Looking over the parts they are virtually flash free and feature very fine detail. Panel lines are recessed, fine and discrete, flush rivets are represented with recessed holes and these to are very nicely done. There are also raised rivets where appropriate such as on the inside of the landing gear doors and on the under wing radiator covers. Ailerons, flaps, elevators, leading edge slats and rudder are all separate so the can be positioned as desired and the fabric portions are very subtle. With the exception of the slats the movable surfaces use PE and plastic parts that can be a real test of patience to assemble.   There is no mention  of displaying the flaps open in the instructions and there are ejector pin marks on the inside of the flaps should you want to do so. With a little modification and some careful gluing the slats can be made movable and the advantage there is that they can be closed during painting then posed in the open position when the painting is completed as they would normally be when the aircraft is on the ground. The plastic has a satin finish to it that feels smooth to the touch. While the sprue gates on parts such as the wings and fuselage are situated on the glue surfaces where they will be hidden once assembled, on many of the small parts the sprue gates are rather heavy and some care will be required when removing them. Other than inside the flaps most other visible surfaces are free of them. There are a number of optional parts supplied as well as parts aimed at other versions not included in this kit. The engine is a complete kit in itself should you decide to display the aircraft with the cowling off. There is an error on the elevators on sprue C, the trim tabs need to be located one rib in further. Fixing this is a simple matter of trimming off the tabs and replacing them in the correct position with some thin styrene. Another known error is that the rudder hinge locations don't match up with the hinge locating holes in the fuselage. again this is a relatively easy fix if you know about it in advance.

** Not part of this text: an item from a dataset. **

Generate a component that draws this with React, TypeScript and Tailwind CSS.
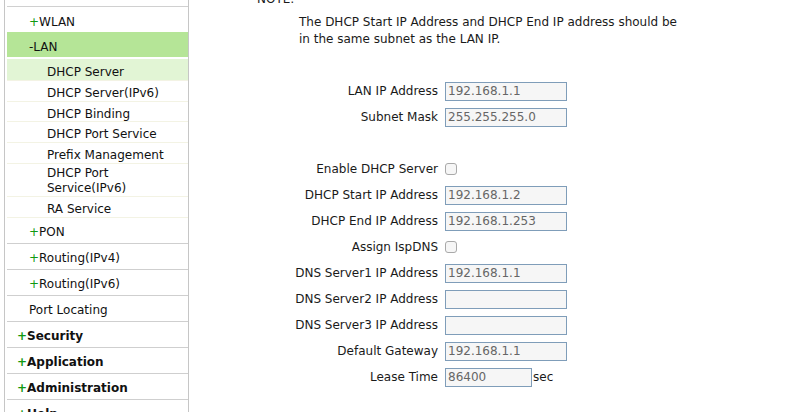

Shown below are the sprues in order starting with A

Two parts are molded from a proprietary vinyl material, these are the canvas boots that normally line the landing gear wells. The advantage in doing it this way rather than using styrene was the ability to make it in one piece, eliminating the difficult to hide seam you would get with two styrene parts and yet be able to mold detail all the way around the inside. also being some what flexible make fitting easier.

The photo etch parts are on two frets, the first one shown has parts that are used on the external drop tank and bomb and the safety line that restrains the canopy in the open position as well as a couple other cockpit parts, the second fret has the harness and belts and hinges for the movable control surfaces. See below.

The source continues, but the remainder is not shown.